The Neglected Jewels

Six days a week, our office is kept busy with feedback from our loyal readers. The many emails fill our inboxes, while others choose to help keep our fax machines churning or send handwritten or typed letters through the postal system. Then there are those who call, including some who leave anonymous voicemails during the wee hours of the morning.

The comments and questions range from effusive praise to vehement criticism, with significant helpings of opinions on a long list of public and private matters.

A sampling of these letters appears regularly in our newspaper section, as well as in our Inyan and Kinyan magazines.

Rarely, however, does a letter strike such a powerful chord as the following one we recently received:

You have a wonderful paper. I wish you would bring up the topic of how our youth should acknowledge their elders.

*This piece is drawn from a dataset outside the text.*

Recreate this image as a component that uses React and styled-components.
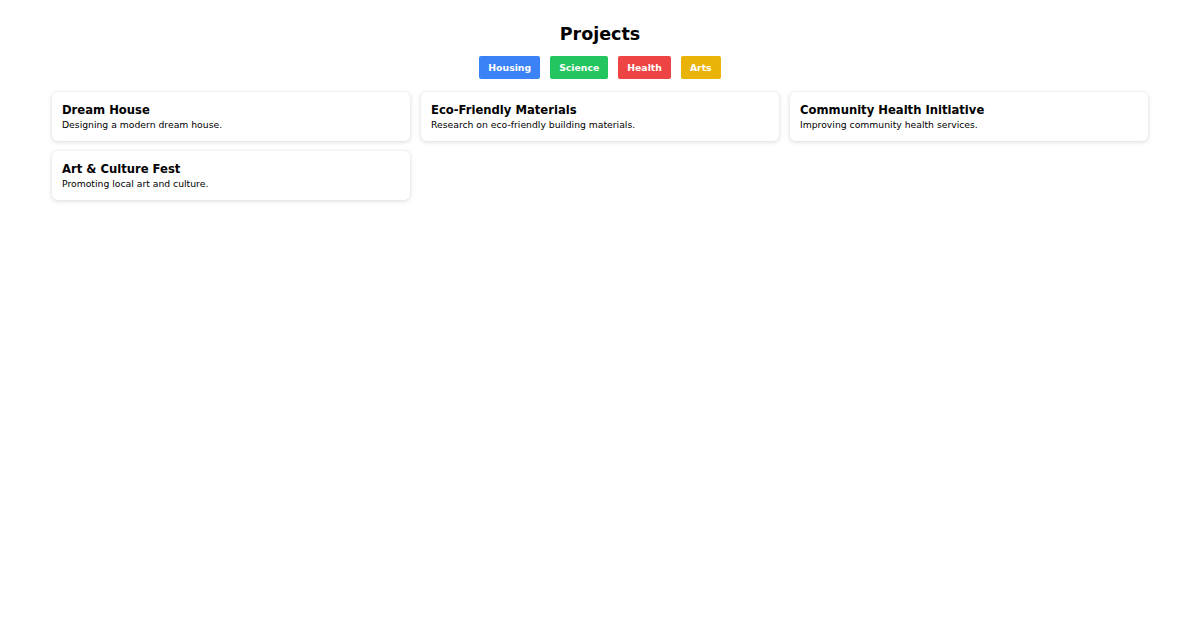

I’m talking about grandparents, great-grandparents, aunts and uncles. It seems that the youth are involved in their own selfishness and friendships. I know of a great-granddaughter and great-grandson, away for a year, who didn’t even have the decency to go see their great-grandparents upon their return. Is this what they are taught in seminary and yeshivah?

Yes, they live in Monsey or Lakewood, and the great-grandparents live in Brooklyn. Is this an excuse? So much chessed is being performed when it comes to others, while their own great-grandmother is sitting home alone.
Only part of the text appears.